Дело осложнялось и тем, что В. Ермилов провозглашал жесткий диктат критики, указующей, как надо и как не надо писателю изображать жизнь: «так или не так, по-советски или не по-советски…» Оказывается, не художественное творчество, не оригинальность и свежесть образа источник критических суждений, а критика, по убеждению В. Ермилова, обязана показать (?!), каким должен и каким пе должен быть советский человек и содействует ли произведение воспитанию должного и борьбе с недолжным. Нередко отвлеченные представления критика о жизни, очевидные предубеждения выдвигались в качестве абсолютного критерия художественной правды.

Одаренный литератор, своего рода виртуоз пера, Ермилов находил доводы для любой поставленной перед ним цели и не смущался самых грубых натяжек. Как уже сказано, особенно прославился он на путях «развенчания» произведений и взглядов известных писателей, в том числе А. Твардовского (сборник рассказов «Родина и чужбина»), Ильфа и Петрова, А. Фадеева, И. Эренбурга и других.

Он являл собой образцового критика тех лет, для которого книги — вещь второстепенная, а цитаты и факты «подгибаются» в соответствии с его намерениями, пусть самыми предвзятыми, вздорными. Фадеев временами дружил с Ермиловым, и в письмах неизменно называл уменьшительно-ласкательно: «Дорогой Вова». Однако агрессивность критика, особенно в должности редактора «Литературной газеты», была ему не по душе. Он долго терпел перехлесты, наконец не выдержал и в 1950 году принял решение добиться, чтобы В. Ермилов ушел из газеты. На пленуме Союза писателей он дал точную характеристику Ермилова-критика, с которой согласилось большинство писателей, сидевших в зале: «…Критикует — ставя своей целью не исправить ошибки писателя, а изничтожить его как «противника», критикует — подозревая во всех и каждом только «чуждое», критикует других — не исправляя собственных ошибок, замалчивая их…»

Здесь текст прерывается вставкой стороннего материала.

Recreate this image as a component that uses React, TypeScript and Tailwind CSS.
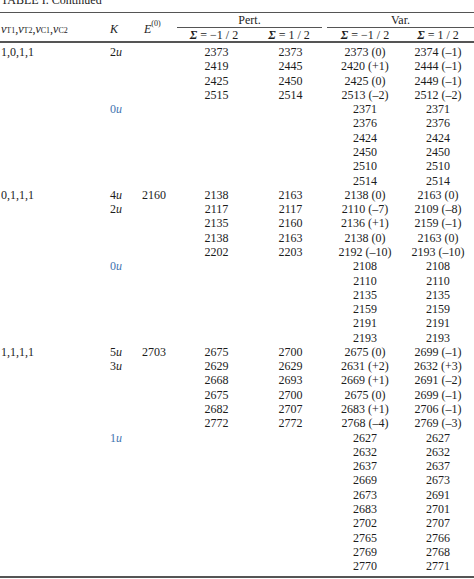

Всеволод Вишневский, связывая теоретические высказывания Фадеева 40-х годов прежде всего с опытом «Молодой гвардии», при этом сетовал в письме к П. Павленко, что Фадеев, увлеченный успехом своего романа, обращен главным образом к темам «романтизма», добра, приподнятости и т. д. и в его выступлениях «нет размышлений о трагедийном начале нашей эпохи («катастрофической, скачкообразной», по выражению Ленина)».

Это, в общем, верное замечание в адрес Фадеева-теоретика. Но оно односторонне по отношению к эстетической природе «Молодой гвардии», которая пе сводится лишь к категории добра, к «приподнятости». «Молодая гвардия» как раз тип «оптимистической трагедии». Именно трагедийность предопределила такую поляризацию сил, резкие, «катастрофические» градации добра и зла, прекрасного и безобразного, возвышенного и низкого. Кинорежиссер С. Герасимов писал о Фадееве, о своеобразии его романного мышления: «Словом «жизненно» он обозначал отнюдь не усредненные формы жизненного бытия, по и возвышенное, но и трагическое».

Некоторые критики, не без влияния Фадеева, трактовали романтическое в новом методе чересчур широко, универсально. В. Бялик эпиграфом к статье «Героическое дело требует героического слова» взял слова Горького: «Основное назначение искусства — возвыситься над действительностью…» Горький имел в виду необходимость для писателя увидеть в реальной жизни ее завтрашний день, «возвыситься» над случайным, нехарактерным и видеть главное в жизни, то, за чем стоит будущее. В таком аспекте ставил вопрос и Фадеев.